The following piece is taken from a post I shared on Instagram when I really felt at my lowest after the high of bringing Evie home from hospital. I posted this on Feb 8th, 3 weeks after Evie’s discharge. We had settled into our new routine with Evie’s extra needs but the reality of having a very sick baby had hit me hard. Things are different now, much better, but I think it’s important to recognise the feelings I experienced during this time.
“It’s my job and she’s my baby, but it’s hard. Not having Evie would be harder”
Every feeling is conflicted. Lucky to have her, unlucky we have all these extra machines and tubes and meds. Grateful for everything that keeps her alive but resent it all for being in my home. When we change her to her CPAP mask at night sometimes she cries so much it makes me feel so sick I feel I’ll throw up. Sometimes she welcomes it and falls asleep instantly and so my own body relaxes with her.

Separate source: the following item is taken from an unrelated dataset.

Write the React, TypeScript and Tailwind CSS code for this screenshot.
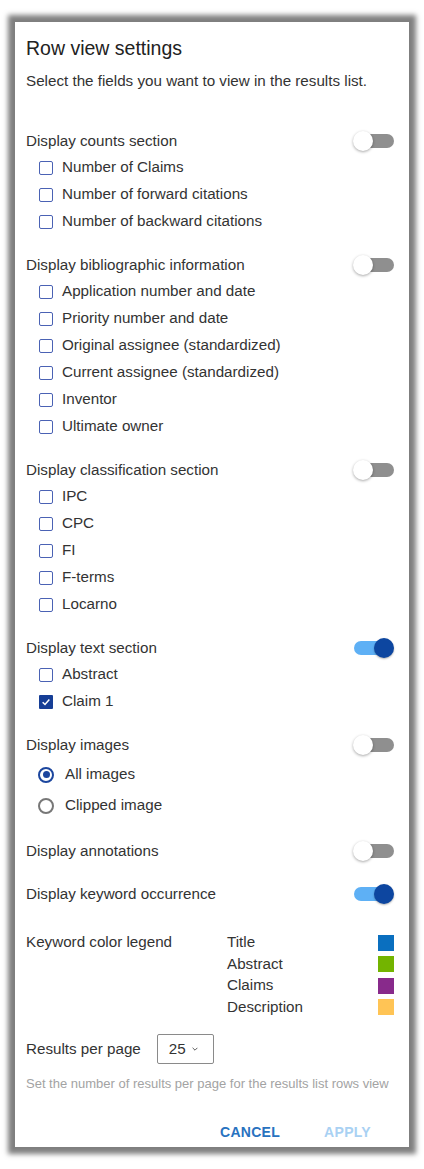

Content being home with my beautiful family but miss popping out to the shops or the beach without a second thought. Lonely but riddled with perceived social anxiety that probably isn’t there asides from the very real fear of picking anything up that could make Evie sick again. Hate the nurses coming to look after my baby, but welcome them with tired, open arms. I don’t rest well without Evie beside me but I’m exhausted from looking after her. Amazed at her development but massively guilty for not providing her with more time and stimulation.
Hate that we don’t have the freedom to just go anywhere, even popping upstairs to Evie’s room with her to pick out an outfit. Tubes that keep her alive limit our movement. Our schedule is so medicalised, it makes it hard to factor in fun, different foods for Evie, fresh air, or to enjoy anything for myself. Everything is timed and meticulously thought out. It’s my job and she’s my baby, but it’s hard. Not having Evie would be harder. The future is unknown and that is terrifying and although I try to live in the present, succeeding most of the time, fleeting visions of a life without Evie appear again and again.
We aren’t lucky enough to have this as temporary while we wait for life changing surgery. We are lucky enough to still have our little bird however. That doesn’t always keep the negative feelings at bay. Every red mark or damaged piece of skin I see on her face, every whimper or full blown cry from readjusting her oxygen/tape/mask/tube reminds me of how hard this is. Every pant or puke or purple tinge reminds me.
I know I am cut out for this. I know I will never stop fighting for Evie and always keep her comfort and quality of life as my main priority. I’ll never stop advocating and shouting her worth. But I know I’m tired and I know this is hard.